Every entry below should be transcribed exactly; pictures stay out of the copy.
******************************
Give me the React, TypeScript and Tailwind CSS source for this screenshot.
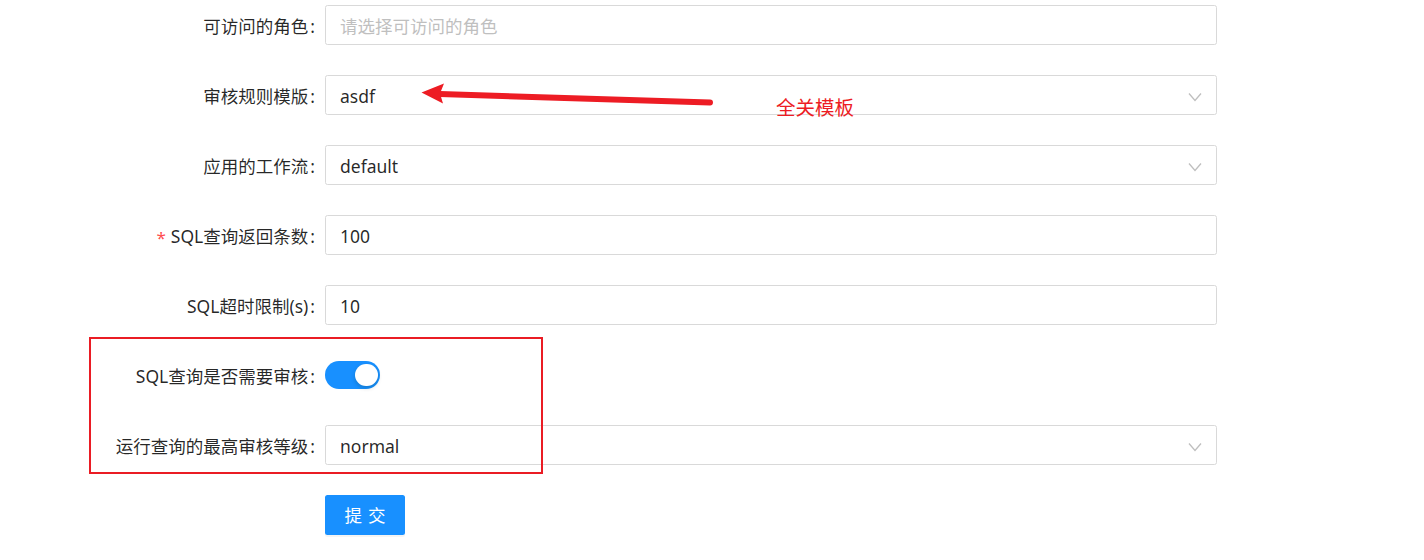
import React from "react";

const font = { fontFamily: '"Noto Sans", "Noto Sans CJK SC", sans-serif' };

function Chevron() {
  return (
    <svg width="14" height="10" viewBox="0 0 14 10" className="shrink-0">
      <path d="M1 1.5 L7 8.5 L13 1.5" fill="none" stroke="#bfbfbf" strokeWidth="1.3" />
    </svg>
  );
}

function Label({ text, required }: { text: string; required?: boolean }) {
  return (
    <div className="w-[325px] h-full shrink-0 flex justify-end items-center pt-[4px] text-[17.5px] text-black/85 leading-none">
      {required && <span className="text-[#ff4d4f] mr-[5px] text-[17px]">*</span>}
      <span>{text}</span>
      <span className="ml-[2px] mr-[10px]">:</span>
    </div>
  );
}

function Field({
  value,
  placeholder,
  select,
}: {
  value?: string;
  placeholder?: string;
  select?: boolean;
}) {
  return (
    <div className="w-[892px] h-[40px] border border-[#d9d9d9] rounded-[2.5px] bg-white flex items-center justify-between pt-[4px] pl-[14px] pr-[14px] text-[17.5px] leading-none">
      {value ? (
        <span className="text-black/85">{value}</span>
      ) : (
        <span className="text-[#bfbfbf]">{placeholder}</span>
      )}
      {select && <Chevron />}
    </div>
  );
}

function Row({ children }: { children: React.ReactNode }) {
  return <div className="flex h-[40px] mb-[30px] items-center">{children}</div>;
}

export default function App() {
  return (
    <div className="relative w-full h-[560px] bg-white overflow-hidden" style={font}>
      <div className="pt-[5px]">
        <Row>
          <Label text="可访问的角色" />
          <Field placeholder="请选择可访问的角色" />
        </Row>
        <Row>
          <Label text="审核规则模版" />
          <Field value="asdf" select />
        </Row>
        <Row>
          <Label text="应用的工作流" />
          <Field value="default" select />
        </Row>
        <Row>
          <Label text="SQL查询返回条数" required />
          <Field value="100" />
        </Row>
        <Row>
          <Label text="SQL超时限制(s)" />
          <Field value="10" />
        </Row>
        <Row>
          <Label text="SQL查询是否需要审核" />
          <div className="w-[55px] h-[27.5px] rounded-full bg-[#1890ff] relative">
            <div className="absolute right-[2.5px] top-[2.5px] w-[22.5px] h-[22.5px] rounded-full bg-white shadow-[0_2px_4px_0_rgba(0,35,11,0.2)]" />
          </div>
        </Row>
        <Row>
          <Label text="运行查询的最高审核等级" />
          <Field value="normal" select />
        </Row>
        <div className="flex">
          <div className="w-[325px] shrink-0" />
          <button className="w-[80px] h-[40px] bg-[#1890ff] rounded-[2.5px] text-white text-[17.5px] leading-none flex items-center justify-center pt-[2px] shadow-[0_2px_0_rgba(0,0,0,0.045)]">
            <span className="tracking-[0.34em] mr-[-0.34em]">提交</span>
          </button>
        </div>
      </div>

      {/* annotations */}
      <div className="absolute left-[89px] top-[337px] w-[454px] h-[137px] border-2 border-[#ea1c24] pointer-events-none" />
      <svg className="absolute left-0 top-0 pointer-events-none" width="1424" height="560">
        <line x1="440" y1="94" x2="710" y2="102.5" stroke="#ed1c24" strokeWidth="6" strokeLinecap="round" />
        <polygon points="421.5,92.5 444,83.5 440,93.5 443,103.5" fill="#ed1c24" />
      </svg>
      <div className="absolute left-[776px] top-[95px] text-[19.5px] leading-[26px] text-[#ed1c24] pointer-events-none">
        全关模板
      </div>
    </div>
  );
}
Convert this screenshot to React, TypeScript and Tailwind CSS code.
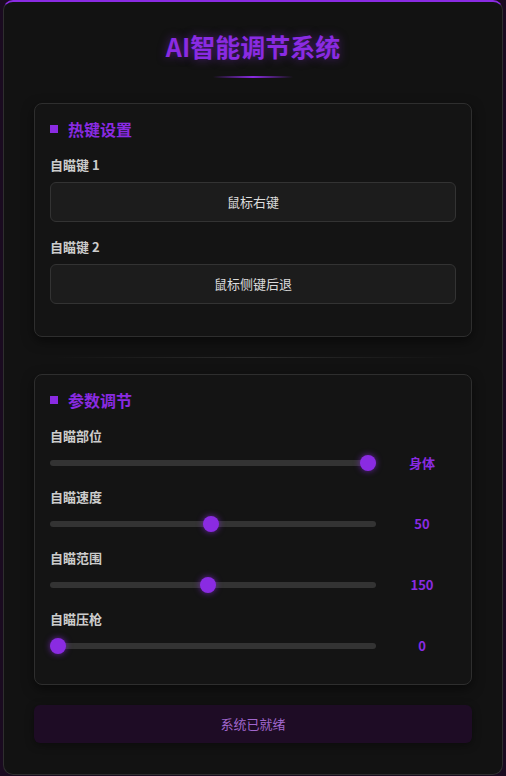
******************************
Expected output:
Give me the React, TypeScript and Tailwind CSS source for this screenshot.
import React from "react";

const font = { fontFamily: '"Noto Sans", "Noto Sans CJK SC", sans-serif' };

function Chevron() {
  return (
    <svg width="14" height="10" viewBox="0 0 14 10" className="shrink-0">
      <path d="M1 1.5 L7 8.5 L13 1.5" fill="none" stroke="#bfbfbf" strokeWidth="1.3" />
    </svg>
  );
}

function Label({ text, required }: { text: string; required?: boolean }) {
  return (
    <div className="w-[325px] h-full shrink-0 flex justify-end items-center pt-[4px] text-[17.5px] text-black/85 leading-none">
      {required && <span className="text-[#ff4d4f] mr-[5px] text-[17px]">*</span>}
      <span>{text}</span>
      <span className="ml-[2px] mr-[10px]">:</span>
    </div>
  );
}

function Field({
  value,
  placeholder,
  select,
}: {
  value?: string;
  placeholder?: string;
  select?: boolean;
}) {
  return (
    <div className="w-[892px] h-[40px] border border-[#d9d9d9] rounded-[2.5px] bg-white flex items-center justify-between pt-[4px] pl-[14px] pr-[14px] text-[17.5px] leading-none">
      {value ? (
        <span className="text-black/85">{value}</span>
      ) : (
        <span className="text-[#bfbfbf]">{placeholder}</span>
      )}
      {select && <Chevron />}
    </div>
  );
}

function Row({ children }: { children: React.ReactNode }) {
  return <div className="flex h-[40px] mb-[30px] items-center">{children}</div>;
}

export default function App() {
  return (
    <div className="relative w-full h-[560px] bg-white overflow-hidden" style={font}>
      <div className="pt-[5px]">
        <Row>
          <Label text="可访问的角色" />
          <Field placeholder="请选择可访问的角色" />
        </Row>
        <Row>
          <Label text="审核规则模版" />
          <Field value="asdf" select />
        </Row>
        <Row>
          <Label text="应用的工作流" />
          <Field value="default" select />
        </Row>
        <Row>
          <Label text="SQL查询返回条数" required />
          <Field value="100" />
        </Row>
        <Row>
          <Label text="SQL超时限制(s)" />
          <Field value="10" />
        </Row>
        <Row>
          <Label text="SQL查询是否需要审核" />
          <div className="w-[55px] h-[27.5px] rounded-full bg-[#1890ff] relative">
            <div className="absolute right-[2.5px] top-[2.5px] w-[22.5px] h-[22.5px] rounded-full bg-white shadow-[0_2px_4px_0_rgba(0,35,11,0.2)]" />
          </div>
        </Row>
        <Row>
          <Label text="运行查询的最高审核等级" />
          <Field value="normal" select />
        </Row>
        <div className="flex">
          <div className="w-[325px] shrink-0" />
          <button className="w-[80px] h-[40px] bg-[#1890ff] rounded-[2.5px] text-white text-[17.5px] leading-none flex items-center justify-center pt-[2px] shadow-[0_2px_0_rgba(0,0,0,0.045)]">
            <span className="tracking-[0.34em] mr-[-0.34em]">提交</span>
          </button>
        </div>
      </div>

      {/* annotations */}
      <div className="absolute left-[89px] top-[337px] w-[454px] h-[137px] border-2 border-[#ea1c24] pointer-events-none" />
      <svg className="absolute left-0 top-0 pointer-events-none" width="1424" height="560">
        <line x1="440" y1="94" x2="710" y2="102.5" stroke="#ed1c24" strokeWidth="6" strokeLinecap="round" />
        <polygon points="421.5,92.5 444,83.5 440,93.5 443,103.5" fill="#ed1c24" />
      </svg>
      <div className="absolute left-[776px] top-[95px] text-[19.5px] leading-[26px] text-[#ed1c24] pointer-events-none">
        全关模板
      </div>
    </div>
  );
}
Convert this screenshot to React, TypeScript and Tailwind CSS code.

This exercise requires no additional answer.